PDF to Excel: Convert PDF Tables to Spreadsheets
A practical guide to converting PDF tables into Excel spreadsheets. Covers why direct conversion fails, what tools work, and how to get clean results without manual reformatting.
4 min readSomeone sends you a PDF. The numbers you need are sitting in a table on page 12. You just want them in a spreadsheet. Somehow this is still harder than it should be in 2025.
Why copy-paste and "save as" fail
PDFs don't store tables. They store text at specific x/y coordinates on a page, with no concept of rows or columns. When you copy a table from a PDF and paste it into Excel, you get a single column of text with the values jumbled together. It's useless.

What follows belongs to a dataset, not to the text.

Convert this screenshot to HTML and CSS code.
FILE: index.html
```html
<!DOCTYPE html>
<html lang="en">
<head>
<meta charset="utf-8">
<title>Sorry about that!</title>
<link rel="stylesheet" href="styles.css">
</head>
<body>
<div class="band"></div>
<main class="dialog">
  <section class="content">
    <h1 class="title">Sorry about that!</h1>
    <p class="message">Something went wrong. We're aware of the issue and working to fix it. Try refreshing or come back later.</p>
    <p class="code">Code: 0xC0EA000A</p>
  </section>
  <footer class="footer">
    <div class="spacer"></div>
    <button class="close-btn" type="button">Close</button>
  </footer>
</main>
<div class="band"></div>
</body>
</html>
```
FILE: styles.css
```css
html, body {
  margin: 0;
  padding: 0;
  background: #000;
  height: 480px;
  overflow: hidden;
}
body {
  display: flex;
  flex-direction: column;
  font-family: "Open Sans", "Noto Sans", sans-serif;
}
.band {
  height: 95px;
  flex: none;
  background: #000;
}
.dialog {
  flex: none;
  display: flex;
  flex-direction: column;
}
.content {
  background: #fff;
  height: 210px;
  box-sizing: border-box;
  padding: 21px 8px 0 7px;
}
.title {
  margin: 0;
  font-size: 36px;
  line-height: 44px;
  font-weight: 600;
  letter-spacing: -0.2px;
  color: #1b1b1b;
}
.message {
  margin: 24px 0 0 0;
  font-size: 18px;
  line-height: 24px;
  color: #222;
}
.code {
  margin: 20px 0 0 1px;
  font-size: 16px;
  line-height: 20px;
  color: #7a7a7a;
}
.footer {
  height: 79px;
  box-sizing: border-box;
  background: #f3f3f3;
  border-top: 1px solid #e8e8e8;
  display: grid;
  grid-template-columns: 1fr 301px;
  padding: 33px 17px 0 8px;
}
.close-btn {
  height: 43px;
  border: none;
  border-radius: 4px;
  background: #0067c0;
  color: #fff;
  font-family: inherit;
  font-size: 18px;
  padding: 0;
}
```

The "export to Excel" button in Acrobat and similar editors isn't much better. It tries to reverse-engineer the grid from visual positions, and the result is usually a mess of merged cells and misaligned data. You end up spending more time cleaning the output than you would have spent retyping it.
What to look for in a conversion tool
The tools that actually work understand document structure, not just text coordinates. They can figure out where a table starts and ends, which values belong to which column, and what happens when a row wraps across a line break.

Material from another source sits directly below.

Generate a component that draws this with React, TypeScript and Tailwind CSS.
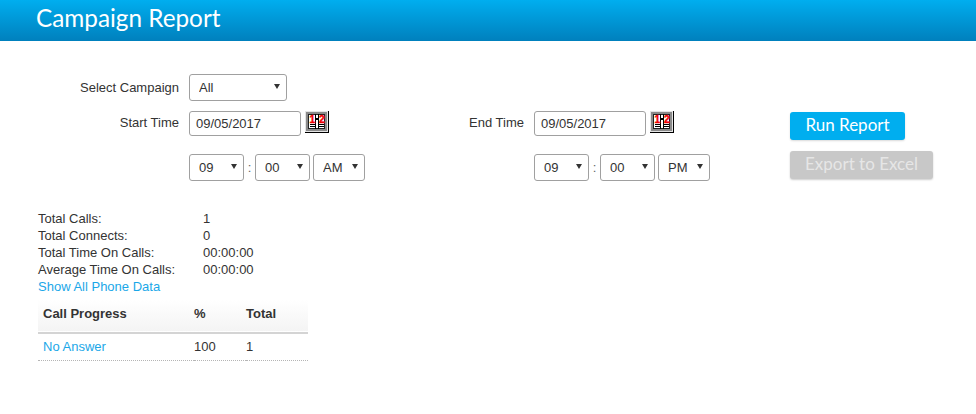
const font = "font-['Liberation_Sans',Arial,sans-serif]";

const CalendarIcon = () => (
  <svg width="24" height="22" viewBox="0 0 24 22" className="shrink-0">
    <g shapeRendering="crispEdges">
      <rect x="0" y="0" width="24" height="22" fill="#000" />
      <rect x="0" y="0" width="23" height="21" fill="#e4e4e4" />
      <rect x="1" y="1" width="21" height="19" fill="#8a8a8a" />
      <rect x="3" y="3" width="17" height="15" fill="#fff" />
      <rect x="3" y="3" width="17" height="1" fill="#222" />
      <rect x="3" y="3" width="1" height="15" fill="#222" />
      <rect x="3" y="17" width="17" height="1" fill="#222" />
      <rect x="19" y="3" width="1" height="15" fill="#222" />
      <rect x="10" y="3" width="1" height="15" fill="#000" />
      <rect x="13" y="3" width="1" height="15" fill="#000" />
      <rect x="11" y="7" width="2" height="2" fill="#000" />
      <rect x="5" y="13" width="5" height="1" fill="#000" />
      <rect x="14" y="13" width="5" height="1" fill="#000" />
      <rect x="5" y="15" width="5" height="1" fill="#000" />
      <rect x="14" y="15" width="5" height="1" fill="#000" />
    </g>
    <text x="4.5" y="11.5" fontSize="10" fontWeight="700" fill="#f00000" stroke="#f00000" strokeWidth="0.4" fontFamily="Liberation Sans">1</text>
    <text x="14" y="11.5" fontSize="10" fontWeight="700" fill="#f00000" stroke="#f00000" strokeWidth="0.4" fontFamily="Liberation Sans">2</text>
  </svg>
);

const Select = ({ value, width, pad }: { value: string; width: string; pad: string }) => (
  <div className={`relative ${width} h-[27px]`}>
    <select
      defaultValue={value}
      className={`appearance-none w-full h-full border border-[#a0a0a0] rounded-[3px] bg-white text-[13px] text-[#333] ${pad} ${font}`}
    >
      <option>{value}</option>
    </select>
    <svg width="6" height="5" viewBox="0 0 6 5" className="absolute right-[7px] top-[10px] pointer-events-none">
      <path d="M0 0h6L3 5z" fill="#333" />
    </svg>
  </div>
);

const DateField = () => (
  <div className="flex items-start gap-[4px]">
    <input
      defaultValue="09/05/2017"
      className={`w-[112px] h-[25px] border border-[#a0a0a0] rounded-[3px] px-[6px] text-[13px] text-[#333] ${font}`}
    />
    <CalendarIcon />
  </div>
);

const TimeRow = ({ ampm }: { ampm: string }) => (
  <div className="flex items-center">
    <Select value="09" width="w-[55px]" pad="pl-[9px]" />
    <span className="w-[11px] text-center text-[13px] text-[#666]">:</span>
    <Select value="00" width="w-[55px]" pad="pl-[9px]" />
    <div className="w-[3px]" />
    <Select value={ampm} width="w-[52px]" pad="pl-[9px]" />
  </div>
);

const stats = [
  ["Total Calls:", "1"],
  ["Total Connects:", "0"],
  ["Total Time On Calls:", "00:00:00"],
  ["Average Time On Calls:", "00:00:00"],
];

export default function App() {
  return (
    <div className={`min-h-[414px] bg-white text-[#333] text-[13px] ${font}`}>
      <header className="h-[41px] bg-gradient-to-b from-[#00aeef] to-[#0080bd] pl-[36px]">
        <h1 className="font-['Lato',sans-serif] text-[24.3px] leading-[36px] text-white">Campaign Report</h1>
      </header>

      <div className="flex pt-[33px]">
        <div className="w-[534px] pl-[189px] relative">
          <div className="flex items-center h-[27px] gap-[10px] -ml-[189px]">
            <label className="w-[179px] text-right">Select Campaign</label>
            <Select value="All" width="w-[98px]" pad="pl-[9px]" />
          </div>
          <div className="flex items-start mt-[10px] gap-[10px] -ml-[189px]">
            <label className="w-[179px] text-right leading-[23px]">Start Time</label>
            <DateField />
          </div>
          <div className="mt-[18px]">
            <TimeRow ampm="AM" />
          </div>
        </div>

        <div className="w-[256px] pt-[37px]">
          <div className="flex items-start -ml-[65px] gap-[10px]">
            <label className="w-[55px] text-right leading-[23px]">End Time</label>
            <DateField />
          </div>
          <div className="mt-[18px]">
            <TimeRow ampm="PM" />
          </div>
        </div>

        <div className="pt-[38px] font-['Lato',sans-serif]">
          <button className="block w-[115px] h-[28px] pb-[2px] rounded-[3px] bg-[#00aeef] text-white text-[17px] shadow-[0_1px_2px_rgba(0,0,0,0.15)]">
            Run Report
          </button>
          <button className="block w-[143px] h-[28px] pb-[2px] mt-[11px] rounded-[3px] bg-[#c8c8c8] text-[#e6e6e6] text-[17px] shadow-[0_1px_2px_rgba(0,0,0,0.2)]">
            Export to Excel
          </button>
        </div>
      </div>

      <div className="pl-[38px] pt-[29px] w-[308px] box-content">
        {stats.map(([label, value]) => (
          <div key={label} className="flex h-[17px] leading-[17px]">
            <span className="w-[165px]">{label}</span>
            <span>{value}</span>
          </div>
        ))}
        <a className="block h-[17px] leading-[17px] text-[#1aa7e8]">Show All Phone Data</a>
        <table className="w-[270px] mt-[5px] border-collapse text-left">
          <thead>
            <tr className="h-[33px] bg-gradient-to-b from-white to-[#f4f4f4] border-b-2 border-[#d4d4d4]">
              <th className="w-[156px] pl-[5px] pb-[4px] font-bold text-[13px]">Call Progress</th>
              <th className="w-[52px] pb-[4px] font-bold text-[13px]">%</th>
              <th className="pb-[4px] font-bold text-[13px]">Total</th>
            </tr>
          </thead>
          <tbody>
            <tr className="h-[27px] border-b border-dotted border-[#b5b5b5]">
              <td className="pl-[5px] text-[#1aa7e8]">No Answer</td>
              <td>100</td>
              <td>1</td>
            </tr>
          </tbody>
        </table>
      </div>
    </div>
  );
}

A few things matter more than the marketing copy on a tool's landing page:
- Column detection that handles variable widths and tight spacing without mashing adjacent columns together
- Multi-page tables stitched into a single output, not dumped into separate sheets
- Numbers that come through as numbers, not text strings that look like numbers. Same for dates.
- Repeated headers on continuation pages stripped out so you don't get "Date | Amount | Description" appearing every 30 rows
That last point trips people up. You get your data into Excel, the formulas don't work, and it takes ten minutes to realize half the "number" cells are actually text.
Where this comes up
Financial reports are the classic case. Quarterly earnings land as a PDF, and someone on the team needs the numbers in a model yesterday. Government agencies are another big one, publishing census tables and regulatory filings that researchers have to pry out of PDFs page by page. Accounting teams hit it with invoices. Academics hit it with data tables buried in published papers.
The pattern is always the same: someone chose PDF as a delivery format, and now you need to actually use the data.
A note on unPDF
With unPDF, you describe what you need in plain language ("extract the revenue table from pages 4 through 6") rather than converting the whole document blindly. You upload the PDF, write a short prompt, and get back structured data you can download as .xlsx or CSV. It works well for recurring reports where the layout is consistent.
Check your output
Even with good tools, spend two minutes reviewing the result. Look for cells that got merged when they shouldn't have, number columns that Excel is treating as text, and rows that went missing (especially near page breaks). This is a quick scroll-through, not an audit. Catching a problem here saves a lot of confusion later when a SUM formula returns zero and you can't figure out why.